Однако в 1930 г., за 14 лет до «Вавилона», произнося в интервью фразу «Чем более человек отходит от законов христианской церкви, тем дальше он от истины»{86}
, Стравинский мог иметь в виду не только православную церковь. Важную роль в его мироощущении сыграл французский философ Жак Маритен[187], послуживший интеллектуальному и духовному ренессансу в католической Франции межвоенного периода. Одной из идей Маритена было ви́дение художника не как вольного демиурга (образ, культивируемый романтизмом), но как средневекового мастера-ремесленника. В своей книге «Искусство и схоластика» (1920) Маритен вначале предал Стравинского огню, объединяя его с Вагнером и ругая за эпатажную невоздержанность языка. Дело было в том, что Маритен тогда не знал никакой музыки Стравинского, кроме «Весны священной», балета 1913 г., написанного как раз в годы отхода композитора от церкви и сотрясшего Европу своей хтонической оргиастичной мощью. В переиздании книги, вышедшем в 1923-м (т. е. как раз в годы поворота Стравинского к религии), Маритен добавил сноску, поразительную в радикальности смены оценок: в ней он берёт свои слова назад, говоря о кристальности и суровом самоограничении языка Стравинского, о внутренней дисциплине его музыки, которую он расслышал и в которой видит воплощение идеала христианского искусства{87}.С 1926 г. Стравинский был знаком с Маритеном, и многие его заявления тех лет отзываются эхом тезисам философа. Так, незадолго до сочинения «Вавилона» Игорь Фёдорович читал в Гарварде серию лекций на французском[188]
, где звучала маритеновская мысль об эстетической дисциплине и ограничивающей художественной задаче, которые даруют композитору свободу; там же он сравнивал то, что принято называть вдохновением, с проявлением Святого Духа. Тяготение к богословской системе, а не мистическому миросозерцанию, характерному для православия, и философия искусства, сформированная чуть ли не главным католическим мыслителем его поколения, – не единственные нити, которыми Стравинский связан с Римской церковью. В 1940-м в эту веру перешёл его сын Фёдор, а взаимодействие Стравинского с католической культурой (к примеру, работа с текстами Вульгаты[189] или традиционными формами западной духовной музыки) было столь насыщенным, что многие биографы утверждали, что переход в католичество обдумывал и он сам. 1920-е и 1930-е – время его поворота от русской фольклорной архаики к классической европейской древности, интереса к античным сюжетам и «окаменевшему» священному языку: три духовных хора[190], над которыми Стравинский работал в 1926-1934-м, существуют в двух версиях, на церковнославянском и латыни, причём один из них, «Верую», поменял «конфессию» дважды, превратившись в «Credo» в 1949-м и обратно в «Верую» в 1964-м. Последняя перед «Вавилоном» крупная работа Стравинского на духовный текст – «Симфония псалмов» (1930) – цитировала «Свете тихий» из православного «Всенощного бдения» Сергея Рахманинова в части на слова «Laudate Dominum in sanctis eius»[191]. На титульном листе партитуры значилось по-английски «сочинено во славу Господню»[192]. Примерно одновременно с «Вавилоном» развивался замысел католической Мессы (1948).Всё это помещает кантату в специфический, свойственный только Стравинскому контекст настоящего «языкового смешения». Вместе с тем ему идеально соответствовали время и место рождения кантаты: Лос-Анджелес 40-х гг., когда в тепле калифорнийского солнца, у океана укрылись от кошмара, захлестнувшего Европу, её самые яркие дети: Томас Манн и Лион Фейхтвангер, Дариюс Мийо[193]

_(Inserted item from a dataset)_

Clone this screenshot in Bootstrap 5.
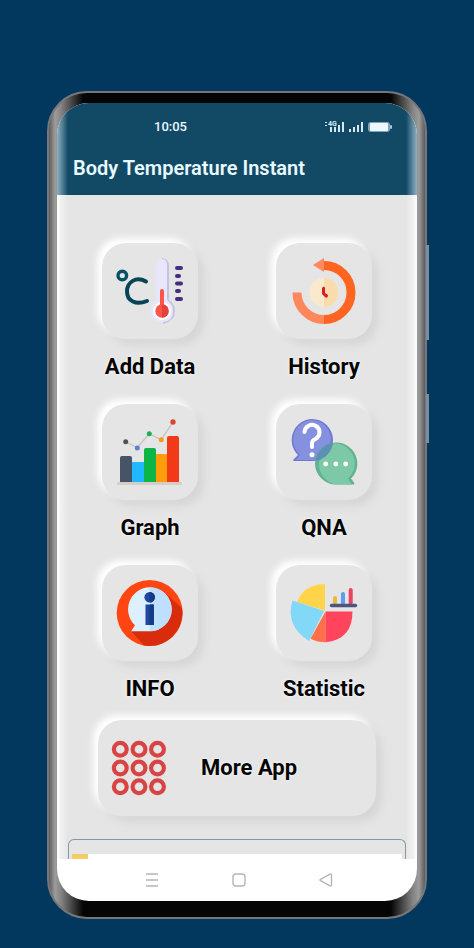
<!DOCTYPE html>
<html lang="en">
<head>
<meta charset="utf-8">
<meta name="viewport" content="width=device-width, initial-scale=1">
<title>Body Temperature Instant</title>
<link href="https://cdn.jsdelivr.net/npm/bootstrap@5.3.0/dist/css/bootstrap.min.css" rel="stylesheet">
<style>
body { background: #03385e; font-family: Roboto, "Liberation Sans", sans-serif; color: #050505; padding: 91px 47px 28px; }
.phone { max-width: 480px; padding: 10px 8px 16px; border: 2px solid #77777b; border-radius: 40px;
  background: linear-gradient(90deg, #5c5a5b 0, #9c9c9d 6px, #858484 12px, transparent 34px, transparent calc(100% - 34px), #858484 calc(100% - 12px), #9c9c9d calc(100% - 6px), #5c5a5b 100%) #050505; }
.side-key { left: 100%; width: 3px; margin-left: 1px; background: #78909e; }
.key-volume { top: 152px; height: 95px; }
.key-power { top: 301px; height: 49px; }
.screen { border-radius: 32px; }
.top-bar { background: linear-gradient(90deg, #8fb1c1 0, #124a66 11px, #124a66 calc(100% - 11px), #8fb1c1 100%); color: #e9f9ff; padding: 15px 16px 15px; }
.status-row { height: 18px; padding-left: 81px; padding-right: 9px; font-size: 13px; line-height: 18px; font-weight: 500; }
.app-title { font-size: 20px; line-height: 24px; margin-top: 20px; font-weight: 600; }
.page-area { background: linear-gradient(90deg, #fff 0, #f0f0f0 4px, #e5e5e5 11px, #e5e5e5 calc(100% - 11px), #f0f0f0 calc(100% - 4px), #fff 100%); padding: 48px 6px 0; }
.menu-grid { row-gap: 25px; }
.menu-item { font-size: 22px; line-height: 24px; font-weight: 700; color: inherit; text-shadow: 0 0 3px #fff; }
.raised { background: #e5e5e5; border-radius: 24px; box-shadow: -5px -5px 7px #fff, 6px 6px 9px #d6d6d6; }
.tile { width: 96px; height: 96px; }
.tile svg { width: 96px; height: 96px; display: block; }
.menu-label { margin-top: 16px; }
.more-btn { height: 96px; margin: 19px 35px 0; padding: 0 13px; gap: 34px; }
.more-btn svg { width: 56px; height: 56px; }
.ad-box { height: 20px; margin: 23px 5px 0; border: 1px solid #839aa5; border-bottom: 0; border-radius: 6px 6px 0 0; padding: 0 3px; }
.ad-tag { width: 16px; height: 5px; background: #f3cc63; }
.ad-body { height: 5px; background: #fff; }
.nav-strip { height: 42px; gap: 71px; padding-left: 4px; }
.nav-strip svg { width: 16px; height: 16px; }
</style>
<script src="https://cdn.jsdelivr.net/npm/bootstrap@5.3.0/dist/js/bootstrap.bundle.min.js"></script>
</head>
<body>
<div class="phone position-relative mx-auto">
  <span class="side-key key-volume position-absolute"></span>
  <span class="side-key key-power position-absolute"></span>
  <div class="screen overflow-hidden bg-white">
    <header class="top-bar">
      <div class="status-row d-flex align-items-center justify-content-between">
        <span>10:05</span>
        <svg width="67" height="16" viewBox="0 0 67 16" fill="#d5eaf2" aria-hidden="true">
          <path d="M0 3h2v1H0zM0 6h2v1H0z"/>
          <text x="3" y="7" font-size="7" font-weight="700">4G</text>
          <path d="M5 8h2v5H5zM9 8h2v5H9zM13 6h2v7h-2zM17 3h2v10h-2zM24 10h2v3h-2zM28 8h2v5h-2zM32 6h2v7h-2zM36 3h2v10h-2z"/>
          <rect x="43" y="3" width="22" height="10" rx="3" fill="#7fa5b6"/>
          <rect x="45" y="4" width="18" height="8" rx="1" fill="#edf9fd"/>
          <rect x="65" y="6" width="2" height="4" rx="1" fill="#a9c7d3"/>
        </svg>
      </div>
      <h1 class="app-title mb-0 text-nowrap">Body Temperature Instant</h1>
    </header>
    <main class="page-area">
      <div class="menu-grid row row-cols-2 gx-0 mx-0">
        <div class="col text-center"><button type="button" class="menu-item d-block w-100 border-0 bg-transparent p-0">
          <span class="tile raised d-block mx-auto"><svg viewBox="0 0 96 96" fill="none" stroke-linecap="round" aria-hidden="true">
            <circle cx="20.300" cy="32.500" r="4.300" stroke="#075164" stroke-width="3.400"/>
            <path d="M44 38.500C34 33 25 39 25 48.500S34 62.500 45 58" stroke="#064456" stroke-width="4"/>
            <path d="M60 15q7 1 7 8v34q6 4 6 11 0 10-12 13z" fill="#c6c1e2"/>
            <path d="M54 22q0-6 6-6 5 0 5 6v35q6 4 6 11 0 11-11 11T49 68q0-7 5-11z" fill="#e8e6fb"/>
            <circle cx="60" cy="68" r="9" fill="#fff"/>
            <path d="M60 48v20" stroke="#ff5547" stroke-width="4"/><circle cx="60" cy="68" r="6.700" fill="#ff5547"/><path d="M60 61.300a6.700 6.700 0 0 1 0 13.400z" fill="#e44240"/>
            <path d="M75 25h4M75 33h2M75 40.500h4M75 48h2M75 56h4" stroke="#432e80" stroke-width="4"/>
          </svg></span>
          <span class="menu-label d-block">Add Data</span></button></div>
        <div class="col text-center"><button type="button" class="menu-item d-block w-100 border-0 bg-transparent p-0">
          <span class="tile raised d-block mx-auto"><svg viewBox="0 0 96 96" fill="none" aria-hidden="true">
            <path d="M21 49.500a27 27 0 0 0 27 27" stroke="#ff875c" stroke-width="9"/>
            <path d="M48 76.500a27 27 0 0 0 0-54" stroke="#ff6520" stroke-width="9"/>
            <path d="M37 22l11-7v14z" fill="#ff8a60"/>
            <circle cx="48" cy="49.500" r="14.500" fill="#fbe9cd"/><path d="M48 35a14.500 14.500 0 0 1 0 29z" fill="#f8dcae"/>
            <path d="M46 45q2-3 3 0v5l3 2q0 4-3 2l-3-3z" fill="#db1d24"/>
          </svg></span>
          <span class="menu-label d-block">History</span></button></div>
        <div class="col text-center"><button type="button" class="menu-item d-block w-100 border-0 bg-transparent p-0">
          <span class="tile raised d-block mx-auto"><svg viewBox="0 0 96 96" aria-hidden="true">
            <path d="M18 78V54q0-2 2-2h8q2 0 2 2v24z" fill="#475468"/>
            <path d="M30 78V58h12v20z" fill="#20b9ff"/>
            <path d="M42 78V46q0-2 2-2h8q2 0 2 2v32z" fill="#0db446"/>
            <path d="M54 78V50h12v28z" fill="#ff9d0a"/>
            <path d="M65 78V34q0-2 2-2h8q2 0 2 2v44z" fill="#f23a18"/>
            <rect x="15" y="78" width="65" height="3" rx="1" fill="#d8ccc8"/>
            <path d="M23.700 37.700l11.600 6 12-14 12 6L71 18" fill="none" stroke="#c9bfbc" stroke-width="1.200"/>
            <circle cx="23.700" cy="37.700" r="2.500" fill="#50525a"/><circle cx="35.300" cy="43.900" r="2.500" fill="#5c7fd6"/><circle cx="47.300" cy="29.800" r="2.500" fill="#19b153"/><circle cx="59.300" cy="35.700" r="2.500" fill="#f49a1c"/><circle cx="71" cy="18" r="2.700" fill="#d9432f"/>
          </svg></span>
          <span class="menu-label d-block">Graph</span></button></div>
        <div class="col text-center"><button type="button" class="menu-item d-block w-100 border-0 bg-transparent p-0">
          <span class="tile raised d-block mx-auto"><svg viewBox="0 0 96 96" aria-hidden="true">
            <path d="M36 15a21 21 0 0 1 0 42H18q-2-1 0-2l4-4A21 21 0 0 1 36 15z" fill="#7078d2"/>
            <path d="M35 16a20 20 0 0 1 0 40H20l4-5A20 20 0 0 1 35 16z" fill="#8590de"/>
            <path d="M60 38.500a21 21 0 0 1 15 36l3 4q1 2-1 2H60a21 21 0 0 1 0-42z" fill="#60b393"/>
            <path d="M59 39.500a20 20 0 0 1 13 35l4 6H60a21 21 0 0 1-1-41z" fill="#7dc8a6"/>
            <path d="M39.500 57A21 21 0 0 1 57 38.700 21 21 0 0 1 39.500 57z" fill="#5d91b4"/>
            <path d="M28.500 28a7.500 7.500 0 1 1 11 7q-3.500 1.500-3.500 4v4" fill="none" stroke="#fff" stroke-width="4" stroke-linecap="round"/>
            <circle cx="36" cy="50.700" r="2.500" fill="#fff"/>
            <g fill="#fff"><circle cx="49.700" cy="60" r="2.400"/><circle cx="59.800" cy="60" r="2.400"/><circle cx="69.700" cy="60" r="2.400"/></g>
          </svg></span>
          <span class="menu-label d-block">QNA</span></button></div>
        <div class="col text-center"><button type="button" class="menu-item d-block w-100 border-0 bg-transparent p-0">
          <span class="tile raised d-block mx-auto"><svg viewBox="0 0 96 96" aria-hidden="true">
            <circle cx="47.700" cy="48" r="33" fill="#ff4612"/>
            <path d="M64 29l16 14A33 33 0 0 1 42 80.500L29 66z" fill="#d92c0c"/>
            <path d="M47.700 22.300a22 22 0 0 1 0 44H29l4-6a22 22 0 0 1 14.700-38z" fill="#ddf0ff"/>
            <path d="M47.700 22.300a22 22 0 0 1 0 44z" fill="#bfdfff"/>
            <circle cx="47.700" cy="32.300" r="5.300" fill="#1e489d"/><path d="M43.500 39.500h8.400V60h-8.400z" fill="#1e489d"/>
            <path d="M47.700 27a5.300 5.300 0 0 1 0 10.600zM47.700 39.500h4.200V60h-4.200z" fill="#153a83"/>
          </svg></span>
          <span class="menu-label d-block">INFO</span></button></div>
        <div class="col text-center"><button type="button" class="menu-item d-block w-100 border-0 bg-transparent p-0">
          <span class="tile raised d-block mx-auto"><svg viewBox="0 0 96 96" aria-hidden="true">
            <path d="M49 45.500L21 37Q28 19 49 19z" fill="#ffd44b"/>
            <path d="M48 46L33 76Q9 61 16.500 35.500z" fill="#81d8f7"/>
            <path d="M49.500 46.500v30.800q-8 0-15-3.500z" fill="#ff7048"/>
            <path d="M49.500 46.500h27q0 28-27 30.800z" fill="#ff445b"/>
            <g fill="none" stroke-width="4" stroke-linecap="round"><path d="M59 33v5" stroke="#e5bb43"/><path d="M67 29v9" stroke="#5e9cf4"/><path d="M74.700 25v13" stroke="#ed4161"/><path d="M55.500 40.500h24" stroke="#4d5578" stroke-width="3.400"/></g>
          </svg></span>
          <span class="menu-label d-block">Statistic</span></button></div>
      </div>
      <div class="d-grid">
        <button type="button" class="more-btn menu-item raised border-0 d-flex align-items-center">
          <svg viewBox="0 0 56 56" fill="none" stroke="#d94343" stroke-width="4.200" aria-hidden="true"><circle cx="9.300" cy="9.300" r="6.400"/><circle cx="28" cy="9.300" r="6.400"/><circle cx="46.500" cy="9.300" r="6.400"/><circle cx="9.300" cy="28" r="6.400"/><circle cx="28" cy="28" r="6.400"/><circle cx="46.500" cy="28" r="6.400"/><circle cx="9.300" cy="46.700" r="6.400"/><circle cx="28" cy="46.700" r="6.400"/><circle cx="46.500" cy="46.700" r="6.400"/></svg>
          <span>More App</span>
        </button>
      </div>
      <div class="ad-box d-flex align-items-end"><span class="ad-tag"></span><span class="ad-body flex-grow-1"></span></div>
    </main>
    <nav class="nav-strip d-flex align-items-center justify-content-center" aria-label="System">
      <button type="button" class="border-0 bg-transparent p-0 d-flex" aria-label="Recent apps"><svg viewBox="0 0 16 16" stroke="#b5b5b5" stroke-width="1.400"><path d="M2 2h12M2 8h12M2 14h12"/></svg></button>
      <button type="button" class="border-0 bg-transparent p-0 d-flex" aria-label="Home"><svg viewBox="0 0 16 16" fill="none" stroke="#b5b5b5" stroke-width="1.400"><rect x="2" y="2" width="12" height="12" rx="3"/></svg></button>
      <button type="button" class="border-0 bg-transparent p-0 d-flex" aria-label="Back"><svg viewBox="0 0 16 16" fill="none" stroke="#b5b5b5" stroke-width="1.400" stroke-linejoin="round"><path d="M2.500 7.300L12 2.200q1.500-.5 1.500 1v9.600q0 1.500-1.500 1L2.500 8.700q-1-.7 0-1.400z"/></svg></button>
    </nav>
  </div>
</div>
</body>
</html>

и Сергей Рахманинов[194], Фриц Ланг и Жан Ренуар[195], Теодор Адорно[196] и Бруно Вальтер, Марлен Дитрих и Хеди Ламарр[197]. «Все [их] адреса можно обойти за один длинный день, – пишет об эмигрантской жизни Лос-Анджелеса военных лет американский журналист Алекс Росс. – ‹…› За всю историю человечества едва ли какой-то ещё город оказывался вместилищем такого количества таланта»{88}.